§ **WHAT THE TASK REQUIRES**
All of the material below is to be returned exactly.

§ **DATA**
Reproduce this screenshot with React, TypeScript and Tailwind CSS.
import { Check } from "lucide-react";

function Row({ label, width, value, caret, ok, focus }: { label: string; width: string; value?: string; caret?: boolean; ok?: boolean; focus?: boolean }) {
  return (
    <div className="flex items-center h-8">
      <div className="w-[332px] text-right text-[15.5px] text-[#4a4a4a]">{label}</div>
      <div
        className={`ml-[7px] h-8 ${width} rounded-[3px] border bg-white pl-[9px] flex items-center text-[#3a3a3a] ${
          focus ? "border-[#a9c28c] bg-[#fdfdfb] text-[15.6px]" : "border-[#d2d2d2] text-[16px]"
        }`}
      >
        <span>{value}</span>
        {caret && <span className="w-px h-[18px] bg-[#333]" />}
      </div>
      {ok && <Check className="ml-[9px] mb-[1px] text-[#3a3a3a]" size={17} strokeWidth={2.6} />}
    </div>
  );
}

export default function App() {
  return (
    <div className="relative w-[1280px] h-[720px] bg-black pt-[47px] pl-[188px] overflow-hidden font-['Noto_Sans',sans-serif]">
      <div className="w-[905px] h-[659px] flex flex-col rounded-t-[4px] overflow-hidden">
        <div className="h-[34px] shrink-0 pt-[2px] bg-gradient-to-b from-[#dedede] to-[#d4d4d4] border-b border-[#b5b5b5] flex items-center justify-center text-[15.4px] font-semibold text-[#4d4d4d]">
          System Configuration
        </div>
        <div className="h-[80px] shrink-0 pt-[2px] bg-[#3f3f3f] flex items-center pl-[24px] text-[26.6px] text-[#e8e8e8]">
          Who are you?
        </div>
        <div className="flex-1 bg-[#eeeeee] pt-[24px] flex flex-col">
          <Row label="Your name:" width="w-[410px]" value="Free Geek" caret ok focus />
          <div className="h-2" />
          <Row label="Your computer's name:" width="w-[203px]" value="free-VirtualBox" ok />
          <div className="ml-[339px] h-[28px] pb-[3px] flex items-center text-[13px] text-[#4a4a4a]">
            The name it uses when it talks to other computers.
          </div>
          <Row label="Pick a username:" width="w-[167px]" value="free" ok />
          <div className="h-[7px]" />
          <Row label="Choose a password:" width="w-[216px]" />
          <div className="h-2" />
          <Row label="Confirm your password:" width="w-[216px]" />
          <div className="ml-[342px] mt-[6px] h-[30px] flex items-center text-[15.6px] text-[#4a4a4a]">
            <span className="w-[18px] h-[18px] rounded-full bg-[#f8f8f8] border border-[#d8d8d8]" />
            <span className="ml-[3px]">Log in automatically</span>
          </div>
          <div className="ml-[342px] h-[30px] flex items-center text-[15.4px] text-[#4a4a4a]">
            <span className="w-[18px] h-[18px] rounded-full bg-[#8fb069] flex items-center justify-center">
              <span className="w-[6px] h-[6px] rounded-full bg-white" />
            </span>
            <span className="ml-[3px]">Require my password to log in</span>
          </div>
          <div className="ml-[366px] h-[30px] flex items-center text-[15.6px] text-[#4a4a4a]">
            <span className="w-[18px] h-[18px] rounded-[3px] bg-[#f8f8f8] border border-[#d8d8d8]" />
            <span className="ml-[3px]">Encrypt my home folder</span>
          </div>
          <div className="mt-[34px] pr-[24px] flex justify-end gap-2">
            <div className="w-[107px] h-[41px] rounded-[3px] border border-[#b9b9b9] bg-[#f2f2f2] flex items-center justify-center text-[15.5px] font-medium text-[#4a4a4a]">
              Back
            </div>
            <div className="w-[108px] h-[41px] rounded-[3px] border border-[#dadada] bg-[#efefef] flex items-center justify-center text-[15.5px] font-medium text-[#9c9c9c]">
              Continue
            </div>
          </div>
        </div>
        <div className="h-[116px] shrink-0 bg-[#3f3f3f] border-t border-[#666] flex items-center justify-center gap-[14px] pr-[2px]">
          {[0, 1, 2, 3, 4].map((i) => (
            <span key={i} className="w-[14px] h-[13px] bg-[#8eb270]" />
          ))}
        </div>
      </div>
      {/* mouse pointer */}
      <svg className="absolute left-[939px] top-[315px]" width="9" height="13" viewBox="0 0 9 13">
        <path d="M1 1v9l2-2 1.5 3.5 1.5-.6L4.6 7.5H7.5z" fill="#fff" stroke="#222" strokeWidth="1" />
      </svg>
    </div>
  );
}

§ **SOLUTION TO THE PROBLEM**
Reproduce this screenshot with React, TypeScript and Tailwind CSS.
import { Check } from "lucide-react";

function Row({ label, width, value, caret, ok, focus }: { label: string; width: string; value?: string; caret?: boolean; ok?: boolean; focus?: boolean }) {
  return (
    <div className="flex items-center h-8">
      <div className="w-[332px] text-right text-[15.5px] text-[#4a4a4a]">{label}</div>
      <div
        className={`ml-[7px] h-8 ${width} rounded-[3px] border bg-white pl-[9px] flex items-center text-[#3a3a3a] ${
          focus ? "border-[#a9c28c] bg-[#fdfdfb] text-[15.6px]" : "border-[#d2d2d2] text-[16px]"
        }`}
      >
        <span>{value}</span>
        {caret && <span className="w-px h-[18px] bg-[#333]" />}
      </div>
      {ok && <Check className="ml-[9px] mb-[1px] text-[#3a3a3a]" size={17} strokeWidth={2.6} />}
    </div>
  );
}

export default function App() {
  return (
    <div className="relative w-[1280px] h-[720px] bg-black pt-[47px] pl-[188px] overflow-hidden font-['Noto_Sans',sans-serif]">
      <div className="w-[905px] h-[659px] flex flex-col rounded-t-[4px] overflow-hidden">
        <div className="h-[34px] shrink-0 pt-[2px] bg-gradient-to-b from-[#dedede] to-[#d4d4d4] border-b border-[#b5b5b5] flex items-center justify-center text-[15.4px] font-semibold text-[#4d4d4d]">
          System Configuration
        </div>
        <div className="h-[80px] shrink-0 pt-[2px] bg-[#3f3f3f] flex items-center pl-[24px] text-[26.6px] text-[#e8e8e8]">
          Who are you?
        </div>
        <div className="flex-1 bg-[#eeeeee] pt-[24px] flex flex-col">
          <Row label="Your name:" width="w-[410px]" value="Free Geek" caret ok focus />
          <div className="h-2" />
          <Row label="Your computer's name:" width="w-[203px]" value="free-VirtualBox" ok />
          <div className="ml-[339px] h-[28px] pb-[3px] flex items-center text-[13px] text-[#4a4a4a]">
            The name it uses when it talks to other computers.
          </div>
          <Row label="Pick a username:" width="w-[167px]" value="free" ok />
          <div className="h-[7px]" />
          <Row label="Choose a password:" width="w-[216px]" />
          <div className="h-2" />
          <Row label="Confirm your password:" width="w-[216px]" />
          <div className="ml-[342px] mt-[6px] h-[30px] flex items-center text-[15.6px] text-[#4a4a4a]">
            <span className="w-[18px] h-[18px] rounded-full bg-[#f8f8f8] border border-[#d8d8d8]" />
            <span className="ml-[3px]">Log in automatically</span>
          </div>
          <div className="ml-[342px] h-[30px] flex items-center text-[15.4px] text-[#4a4a4a]">
            <span className="w-[18px] h-[18px] rounded-full bg-[#8fb069] flex items-center justify-center">
              <span className="w-[6px] h-[6px] rounded-full bg-white" />
            </span>
            <span className="ml-[3px]">Require my password to log in</span>
          </div>
          <div className="ml-[366px] h-[30px] flex items-center text-[15.6px] text-[#4a4a4a]">
            <span className="w-[18px] h-[18px] rounded-[3px] bg-[#f8f8f8] border border-[#d8d8d8]" />
            <span className="ml-[3px]">Encrypt my home folder</span>
          </div>
          <div className="mt-[34px] pr-[24px] flex justify-end gap-2">
            <div className="w-[107px] h-[41px] rounded-[3px] border border-[#b9b9b9] bg-[#f2f2f2] flex items-center justify-center text-[15.5px] font-medium text-[#4a4a4a]">
              Back
            </div>
            <div className="w-[108px] h-[41px] rounded-[3px] border border-[#dadada] bg-[#efefef] flex items-center justify-center text-[15.5px] font-medium text-[#9c9c9c]">
              Continue
            </div>
          </div>
        </div>
        <div className="h-[116px] shrink-0 bg-[#3f3f3f] border-t border-[#666] flex items-center justify-center gap-[14px] pr-[2px]">
          {[0, 1, 2, 3, 4].map((i) => (
            <span key={i} className="w-[14px] h-[13px] bg-[#8eb270]" />
          ))}
        </div>
      </div>
      {/* mouse pointer */}
      <svg className="absolute left-[939px] top-[315px]" width="9" height="13" viewBox="0 0 9 13">
        <path d="M1 1v9l2-2 1.5 3.5 1.5-.6L4.6 7.5H7.5z" fill="#fff" stroke="#222" strokeWidth="1" />
      </svg>
    </div>
  );
}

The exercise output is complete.